Von Barbara Schmidt-Mattern | 20.07.2015
    Bundeskanzlerin Angela Merkel und Bundesfinanzminister Wolfgang Schäuble bei der Haushaltsdebatte im Bundestag am 28. November 2014.
    Nicht immer einer Meinung in Sachen Griechenland: Bundeskanzlerin Angela Merkel (li.) und Wolfgang Schäuble (picture alliance / dpa / Rainer Jensen)
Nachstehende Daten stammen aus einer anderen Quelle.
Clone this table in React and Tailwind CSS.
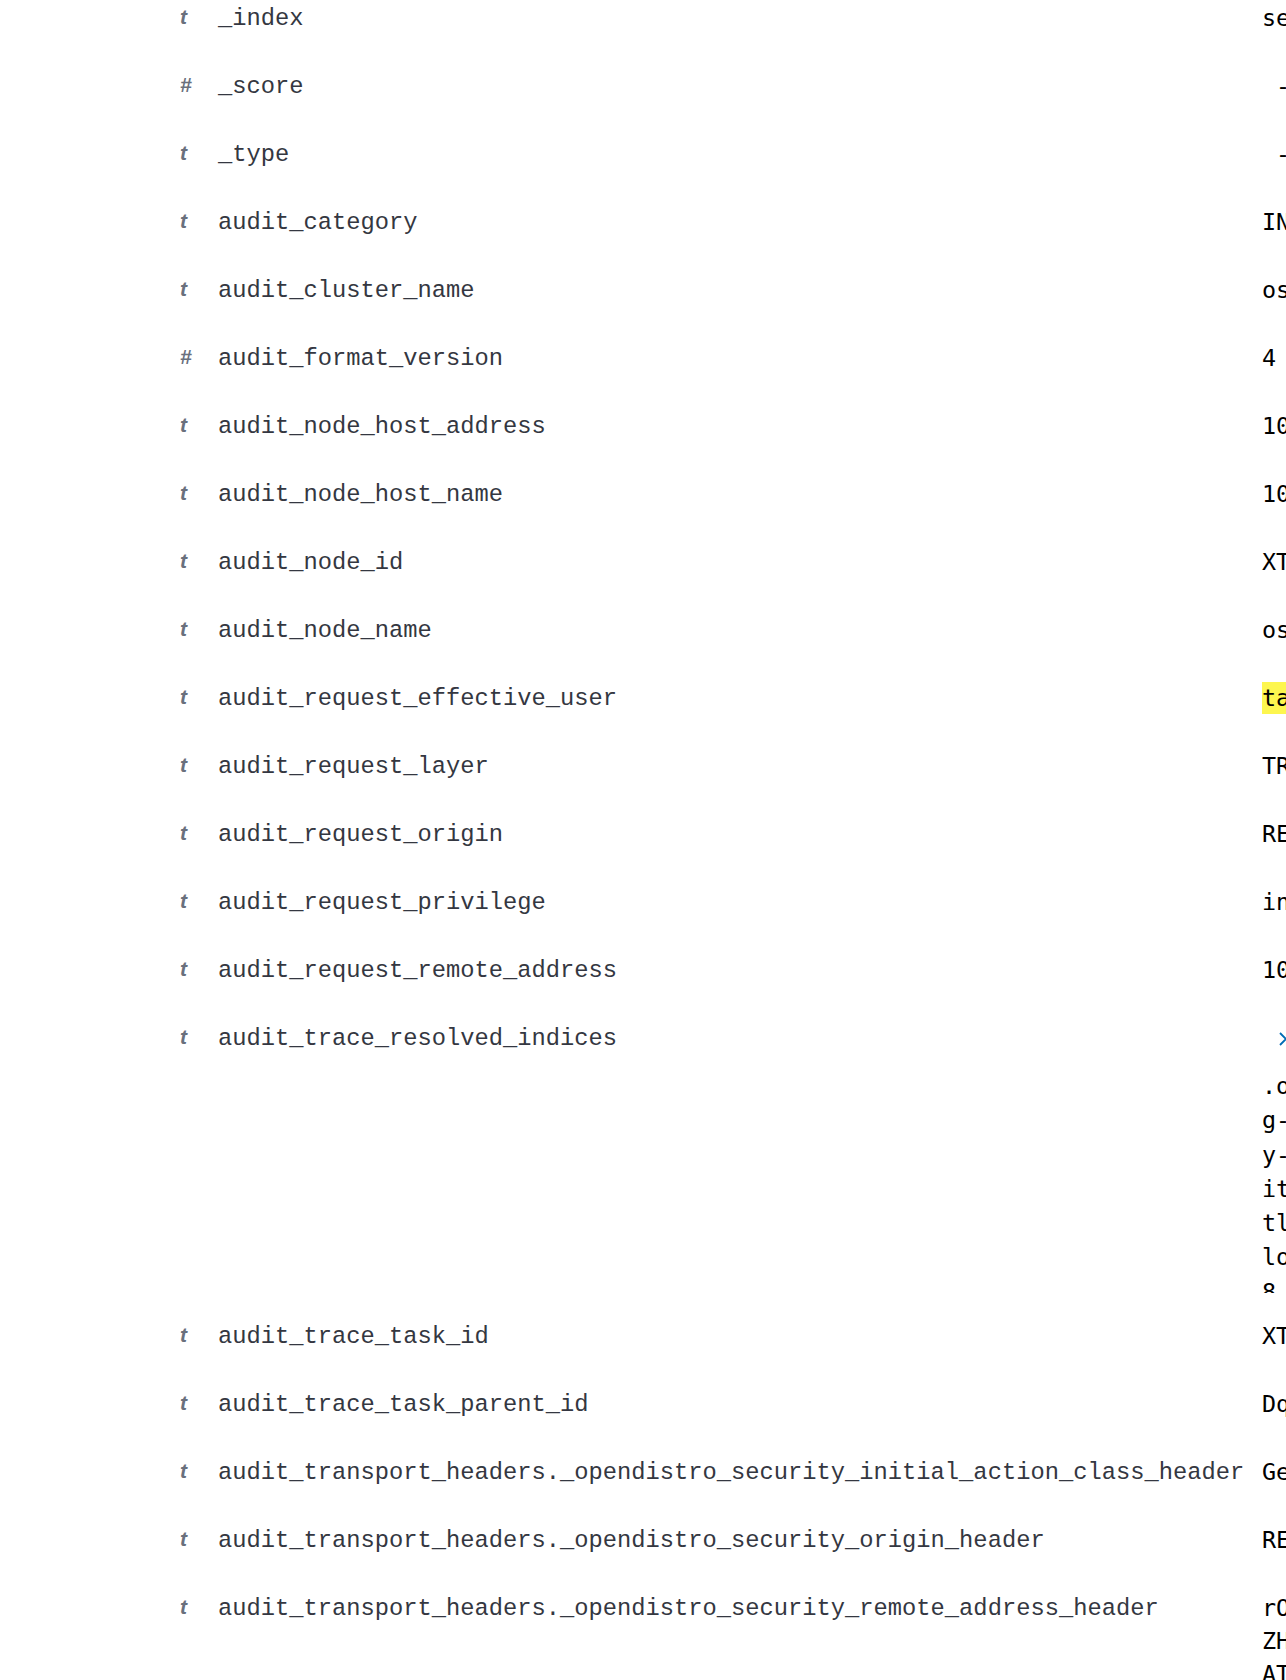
import React from "react";

const rows = [
  { t: "t", name: "_index", value: "security-auditlog-2024.05.14" },
  { t: "#", name: "_score", value: "\u00a0-" },
  { t: "t", name: "_type", value: "\u00a0-" },
  { t: "t", name: "audit_category", value: "INDEX_EVENT" },
  { t: "t", name: "audit_cluster_name", value: "os-cluster" },
  { t: "#", name: "audit_format_version", value: "4" },
  { t: "t", name: "audit_node_host_address", value: "10.0.12.34" },
  { t: "t", name: "audit_node_host_name", value: "10.0.12.34" },
  { t: "t", name: "audit_node_id", value: "XTq9sP2aQ8-mLk3vB7wZrA" },
  { t: "t", name: "audit_node_name", value: "os-node-1" },
  { t: "t", name: "audit_request_effective_user", value: "tarun", mark: true },
  { t: "t", name: "audit_request_layer", value: "TRANSPORT" },
  { t: "t", name: "audit_request_origin", value: "REST" },
  { t: "t", name: "audit_request_privilege", value: "indices:admin/get" },
  { t: "t", name: "audit_request_remote_address", value: "10.0.4.21" },
  {
    t: "t",
    name: "audit_trace_resolved_indices",
    expand: true,
    lines: [
      ".opendistro-job-schedulerin",
      "g-lock, .opendistro-ism-confi",
      "y-config, security-auditlog-",
      "it-2024.05.14, .kibana_1, .p",
      "tlugins-ml-config, .opendistr",
      "lo-alerting-config, top_quer",
      "8",
    ],
  },
  { t: "t", name: "audit_trace_task_id", value: "XTq9sP2aQ8-mLk3vB7wZrA:4821" },
  { t: "t", name: "audit_trace_task_parent_id", value: "Dq7lB0ePRiSkT2u9HnY1cw:1934" },
  {
    t: "t",
    name: "audit_transport_headers._opendistro_security_initial_action_class_header",
    value: "GetIndexRequest",
  },
  { t: "t", name: "audit_transport_headers._opendistro_security_origin_header", value: "REST" },
  {
    t: "t",
    name: "audit_transport_headers._opendistro_security_remote_address_header",
    lines: ["rO0ABXNyABpqYXZhLm5ldC5JbmV0", "ZHJlc3MAAAAAAAAAAgIAAUwA", "ATlhZGRyZXNzSG9sZGVy"],
  },
];

const nameFont = { fontFamily: '"Liberation Mono", "DejaVu Sans Mono", monospace' };
const valFont = { fontFamily: '"DejaVu Sans Mono", monospace' };

function Icon({ t }) {
  return (
    <div className="w-[40px] shrink-0 flex items-center pl-[2px] -mt-[5px]">
      <span
        className="text-[21px] font-bold italic text-[#69707d] leading-none"
        style={{ fontFamily: '"Liberation Sans", Arial, sans-serif' }}
      >
        {t}
      </span>
    </div>
  );
}

function Name({ children }) {
  return (
    <div className="w-[1044px] shrink-0 text-[23.75px] text-[#343741]" style={nameFont}>
      {children}
    </div>
  );
}

function Row({ r }) {
  if (r.expand) {
    return (
      <div className="flex h-[298px]">
        <div className="flex h-[68px] items-center">
          <Icon t={r.t} />
          <Name>{r.name}</Name>
        </div>
        <div className="w-[420px] shrink-0 pt-[17px]">
          <div className="h-[34px] flex items-center pl-[13px]">
            <svg width="16" height="16" viewBox="0 0 16 16" className="text-[#006bb4]">
              <path d="M5 2l6 6-6 6" fill="none" stroke="currentColor" strokeWidth="1.8" />
            </svg>
          </div>
          <div className="mt-[13px] h-[224px] overflow-hidden text-[23.4px] text-black leading-[34.3px]" style={valFont}>
            {r.lines.map((l, i) => (
              <div key={i} className="whitespace-nowrap">
                {l}
              </div>
            ))}
          </div>
        </div>
      </div>
    );
  }
  if (r.lines) {
    return (
      <div className="flex">
        <div className="flex h-[68px] items-center">
          <Icon t={r.t} />
          <Name>{r.name}</Name>
        </div>
        <div className="w-[420px] shrink-0 pt-[17px] text-[23.4px] text-black leading-[33px]" style={valFont}>
          {r.lines.map((l, i) => (
            <div key={i} className="whitespace-nowrap">
              {l}
            </div>
          ))}
        </div>
      </div>
    );
  }
  return (
    <div className="flex h-[68px] items-center">
      <Icon t={r.t} />
      <Name>{r.name}</Name>
      <div className="w-[420px] shrink-0 text-[23.4px] text-black whitespace-pre" style={valFont}>
        {r.mark ? (
          <span className="inline-block bg-[#fdf64f] leading-[32px]">{r.value}</span>
        ) : (
          r.value
        )}
      </div>
    </div>
  );
}

export default function App() {
  return (
    <div className="w-[1286px] h-[1680px] overflow-hidden bg-white">
      <div className="-mt-[15px] pl-[178px] w-[1800px]">
        {rows.map((r, i) => (
          <Row key={i} r={r} />
        ))}
      </div>
    </div>
  );
}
    "Europa ist wie wir: Nicht immer einer Meinung, aber immer ein gemeinsamer Weg": Lange, dass die CDU derart kokett für ihre Europapolitik warb, auf einem Wahlplakat aus dem Jahr 1999. Finanzminister Wolfgang Schäuble zitiert im aktuellen Spiegel-Interview dieses Wahlplakat, als gebe es keine Meinungsverschiedenheit zwischen ihm und der Kanzlerin: auf der einen Seite Schäubles Vorstoß für einen Grexit auf Zeit, auf der anderen Seite Angela Merkel, die mit den EU-Partnern ein neues, drittes Hilfspaket für Griechenland ausverhandelt hat. Und damit Ende der Diskussion – so klingt zumindest die Botschaft der Kanzlerin im gestrigen ARD-Sommerinterview: "Wir haben ein gemeinsames Ergebnis und der Finanzminister wird genauso wie ich jetzt diese Verhandlungen führen. Wir werden jetzt arbeiten – und zwar gemeinsam in der Koalition, aber auch gemeinsam in der Union, da muss sich keiner Sorgen machen. Wir haben genug andere Probleme."
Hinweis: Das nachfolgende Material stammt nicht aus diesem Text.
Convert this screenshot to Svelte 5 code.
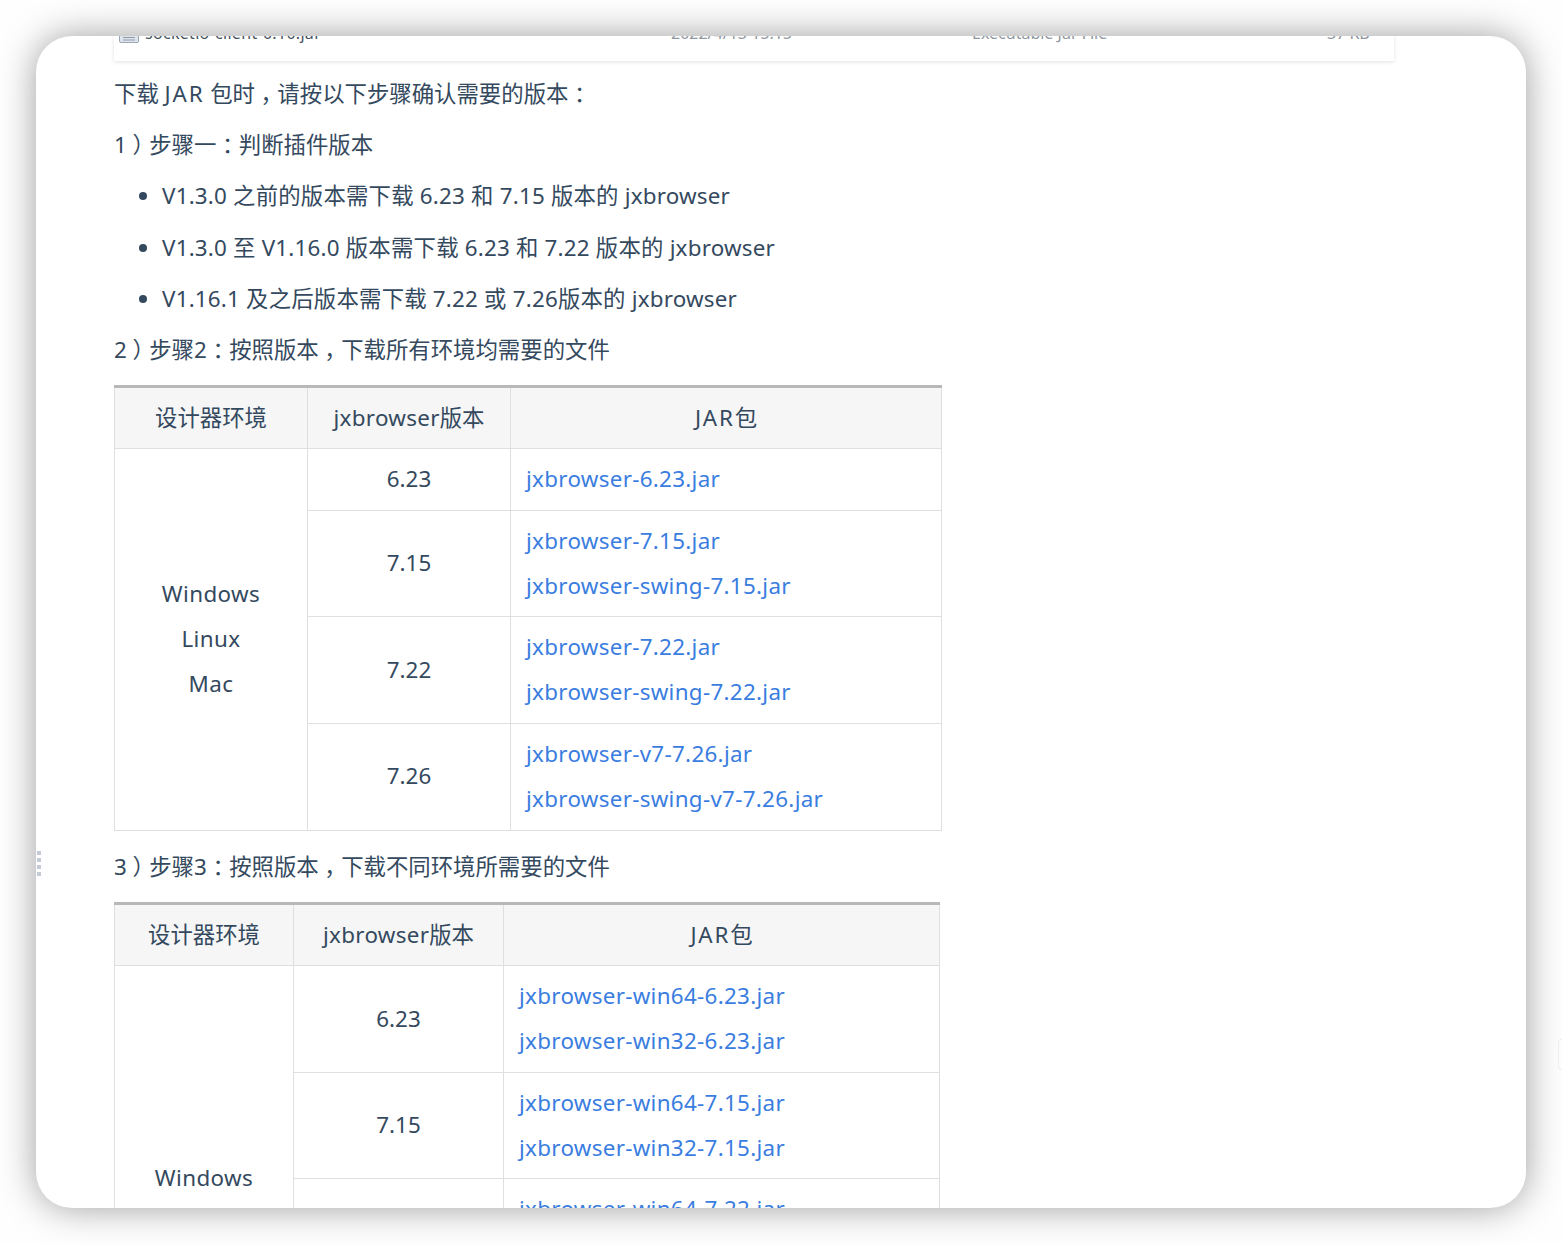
<script>
  const table1 = [
    { v: '6.23', jars: ['jxbrowser-6.23.jar'] },
    { v: '7.15', jars: ['jxbrowser-7.15.jar', 'jxbrowser-swing-7.15.jar'] },
    { v: '7.22', jars: ['jxbrowser-7.22.jar', 'jxbrowser-swing-7.22.jar'] },
    { v: '7.26', jars: ['jxbrowser-v7-7.26.jar', 'jxbrowser-swing-v7-7.26.jar'] }
  ];
  const table2 = [
    { v: '6.23', jars: ['jxbrowser-win64-6.23.jar', 'jxbrowser-win32-6.23.jar'] },
    { v: '7.15', jars: ['jxbrowser-win64-7.15.jar', 'jxbrowser-win32-7.15.jar'] },
    { v: '7.22', jars: ['jxbrowser-win64-7.22.jar', 'jxbrowser-win32-7.22.jar'] },
    { v: '7.26', jars: ['jxbrowser-win64-7.26.jar', 'jxbrowser-win32-7.26.jar'] }
  ];
</script>

<div class="page">
  <div class="window">
    <div class="card">
      <div class="file-row">
        <svg class="file-icon" width="20" height="20" viewBox="0 0 20 20">
          <rect x="0.5" y="0.5" width="19" height="19" rx="1.5" fill="#dfe5ec" stroke="#9aa7b5"/>
          <rect x="3" y="3" width="14" height="9" fill="#f7f9fb"/>
          <path d="M4 14.5h12M4 17h12" stroke="#8d9aa8"/>
        </svg>
        <span class="f-name">socketio-client-0.10.jar</span>
        <span class="f-date">2022/4/13 15:15</span>
        <span class="f-type">Executable Jar File</span>
        <span class="f-size">37 KB</span>
      </div>
    </div>

    <p class="first">下载 <span class="jar">JAR</span> 包时<span class="pc">，</span>请按以下步骤确认需要的版本<span class="pc">：</span></p>
    <p>1<span class="pc">）</span>步骤一<span class="pc">：</span>判断插件版本</p>
    <ul>
      <li>V1.3.0 之前的版本需下载 6.23 和 7.15 版本的 jxbrowser</li>
      <li>V1.3.0 至 V1.16.0 版本需下载 6.23 和 7.22 版本的 jxbrowser</li>
      <li>V1.16.1 及之后版本需下载 7.22 或 7.26版本的 jxbrowser</li>
    </ul>
    <p>2<span class="pc">）</span>步骤2<span class="pc">：</span>按照版本<span class="pc">，</span>下载所有环境均需要的文件</p>

    <table class="t1">
      <colgroup><col class="c1" /><col class="c2" /><col class="c3" /></colgroup>
      <thead><tr><th>设计器环境</th><th><span class="lat-h">jxbrowser</span>版本</th><th><span class="jar">JAR</span>包</th></tr></thead>
      <tbody>
        {#each table1 as row, i}
          <tr>
            {#if i === 0}
              <td rowspan="4" class="center lat">Windows<br />Linux<br />Mac</td>
            {/if}
            <td class="center">{row.v}</td>
            <td>{#each row.jars as jar, j}{#if j > 0}<br />{/if}<a href="#top">{jar}</a>{/each}</td>
          </tr>
        {/each}
      </tbody>
    </table>

    <p class="after">3<span class="pc">）</span>步骤3<span class="pc">：</span>按照版本<span class="pc">，</span>下载不同环境所需要的文件</p>

    <table class="t2">
      <colgroup><col class="c1" /><col class="c2" /><col class="c3" /></colgroup>
      <thead><tr><th>设计器环境</th><th><span class="lat-h">jxbrowser</span>版本</th><th><span class="jar">JAR</span>包</th></tr></thead>
      <tbody>
        {#each table2 as row, i}
          <tr>
            {#if i === 0}
              <td rowspan="4" class="center lat">Windows</td>
            {/if}
            <td class="center">{row.v}</td>
            <td>{#each row.jars as jar, j}{#if j > 0}<br />{/if}<a href="#top">{jar}</a>{/each}</td>
          </tr>
        {/each}
      </tbody>
    </table>

    <div class="drag-handle"><i></i><i></i><i></i><i></i></div>
  </div>
  <div class="edge-handle"></div>
</div>

<style>
  :global(body) {
    margin: 0;
    background: #fff;
  }
  .page {
    position: relative;
    width: 1562px;
    height: 1244px;
    padding: 36px;
    box-sizing: border-box;
    overflow: hidden;
    background: #fefefe;
  }
  .window {
    position: relative;
    width: 1490px;
    height: 1172px;
    box-sizing: border-box;
    padding-left: 78px;
    background: #fff;
    border-radius: 36px;
    overflow: hidden;
    box-shadow: 0 0 36px rgba(0, 0, 0, 0.38);
    font-family: "Noto Sans", "Noto Sans CJK SC", sans-serif;
    font-size: 22.4px;
    line-height: 44.8px;
    color: #34495e;
  }
  .card {
    width: 1280px;
    height: 25px;
    overflow: hidden;
    background: #fff;
    box-shadow: 0 1px 4px rgba(0, 0, 0, 0.12);
  }
  .file-row {
    display: flex;
    align-items: center;
    height: 20px;
    margin-top: -13px;
    padding-left: 5px;
    font-size: 16px;
    line-height: 20px;
    color: #45525f;
  }
  .file-icon { flex: none; margin-right: 6px; }
  .f-name { width: 526px; letter-spacing: 0.3px; }
  .f-date { width: 301px; color: #8f97a0; }
  .f-type { width: 355px; color: #8f97a0; }
  .f-size { color: #8f97a0; }
  p {
    margin: 0 0 6.4px;
  }
  p.first { margin-top: 11px; }
  ul {
    margin: 0;
    padding-left: 48px;
    letter-spacing: 0.2px;
  }
  li {
    margin-bottom: 6.4px;
  }
  .pc {
    font-feature-settings: "halt";
    padding: 0 5.6px;
  }
  .jar { letter-spacing: 1.8px; }
  .lat { letter-spacing: 0.4px; }
  .lat-h { letter-spacing: 0.3px; }
  table {
    border-collapse: collapse;
    table-layout: fixed;
    border-top: 3px solid #b8b8b8;
    margin-top: 12px;
  }
  .t1 { width: 828px; }
  .t1 .c1 { width: 193px; }
  .t1 .c2 { width: 203px; }
  .t2 { width: 826px; }
  .t2 .c1 { width: 179px; }
  .t2 .c2 { width: 210px; }
  th, td {
    border: 1px solid #dfdfdf;
    padding: 8px 15px;
    box-sizing: border-box;
  }
  th {
    background: #f6f6f6;
    font-weight: 400;
    text-align: center;
    border-top: 0;
    padding-top: 8.5px;
    padding-bottom: 7px;
  }
  .center { text-align: center; }
  a {
    color: #3a7de0;
    text-decoration: none;
    letter-spacing: 0.3px;
  }
  p.after { margin: 14.5px 0 11px; }
  .drag-handle {
    position: absolute;
    left: 1px;
    top: 815px;
    display: flex;
    flex-direction: column;
    gap: 3px;
  }
  .drag-handle i {
    display: block;
    width: 4px;
    height: 4px;
    background: #c3ccd6;
  }
  .edge-handle {
    position: absolute;
    left: 1558px;
    top: 1039px;
    width: 8px;
    height: 31px;
    border: 1px solid #eee;
    border-radius: 3px;
    box-sizing: border-box;
  }
</style>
    Eines davon ist das Klima in Merkels eigener Partei, der CDU. 65 Abgeordnete aus der Unionsfraktion verweigerten letzte Woche im Bundestag ihre Zustimmung zu Verhandlungen über neue Milliardensummen für Athen. Und Wolfgang Schäuble sinniert im Spiegel- Interview gar über Rücktritts-Gedanken. Sein Sprecher Martin Jäger sagte hingegen heute mittag in Berlin, der Finanzminister habe mit dem Interview keine tieferen Absichten verfolgt: "Der Minister verfolgt mit diesem Interview eine reine Informationsabsicht. Ich unterstelle, das war auch bei allen anderen Sommerinterviews so. Und der Zweck ist erfüllt."
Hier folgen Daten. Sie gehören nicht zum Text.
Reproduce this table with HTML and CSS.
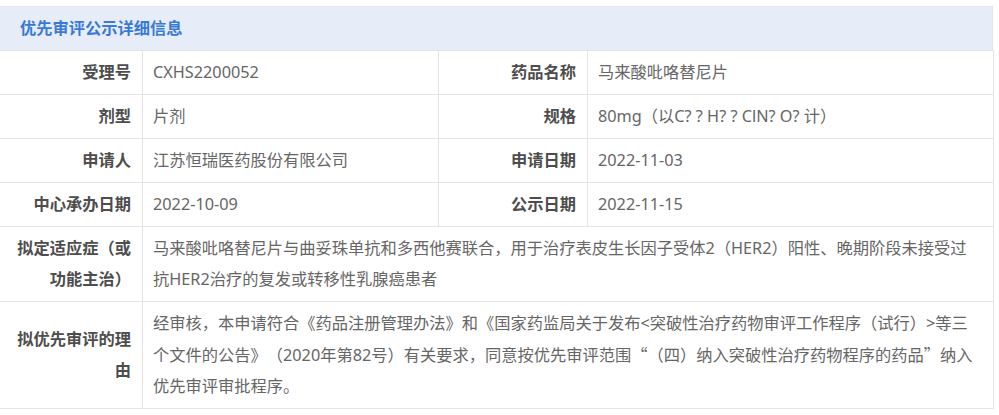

    Schäuble spielt mit Rücktrittsgedanken
    Hintergrund von Schäubles indirekter Rücktrittsdrohung sind die offenkundig unterschiedlichen Sichtweisen in der Unionsführung. Anders als ihr Finanzminister hält Merkel nichts von einem befristeten Grexit und einem damit verbundenen Schuldenschnitt. Doch Schäuble warnt: Ein Finanzminister könne zu nichts gezwungen werden. Wenn doch, könne er beim Bundespräsidenten um seine Entlassung bitten. Die Kanzlerin reagiert schmallippig: "Ich kann nur sagen, bei mir war niemand und hat um eine Entlassung gebeten. Und ich habe auch keine Absicht, diese Diskussion weiterzuführen."
    Die aber hat Ralf Stegner. Der als angriffslustig bekannter Vize-Vorsitzende der SPD reagiert sauer auf die versteckten Rücktritts-Drohungen des CDU-Finanzministers: Sie seien genauso wenig zielführend wie Schäubles, Zitat, „fortwährender Flirt" mit einem Grexit, sagt Stegner heute in der Süddeutschen Zeitung. Und Parteichef Sigmar Gabriel wird noch deutlicher: "Herr Schäuble hat die SPD gegen sich aufgebracht – zumal er wusste, dass wir in der Sozialdemokratie nur für einen einzigen Fall bereit sind, über ein Ausscheiden Griechenlands aus der Union zu reden: Wenn sie das selbst wollen."
    Kritik an Merkels Führungsstil
    Und Gabriels Vize Stegner sekundiert: Die Union verliere ihren europapolitischen Kompass. Dieser Vorwurf trifft die CDU nicht nur in ihrem Markenkern, sondern er zielt auch ab auf den Führungsstil von Angela Merkel. Mangelnde Führungskraft und ein Zickzack-Kurs in der Griechenland-Debatte werden wiederum auch dem SPD-Vorsitzenden von weiten Teilen seiner eigenen Basis vorgeworfen. Gabriel kontert: In einer Volkspartei gebe es nun einmal die unterschiedlichsten Auffassungen: "Eine stumme Partei ist eine dumme Partei. Der Streit in diesen Fragen, der dazu führt, dass eine Partei keine gemeinsame Linie in einer der wichtigsten Fragen Europas hat, wie man mit Griechenland umgeht, brauchen Sie bei uns nicht zu suchen, den gibt's bei uns nicht."
    Auch die Bundesregierung ist jetzt bemüht, die Misstöne in der Koalition abzustellen. Man wolle sich jetzt gemeinsam mit den Gläubigern auf die Verhandlungen zum dritten Hilfspaket konzentrieren, heißt es heute in Berlin. Erst danach wird der Bundestag voraussichtlich in einer Sondersitzung in einigen Wochen erneut über Milliardenzahlungen an Griechenland abstimmen.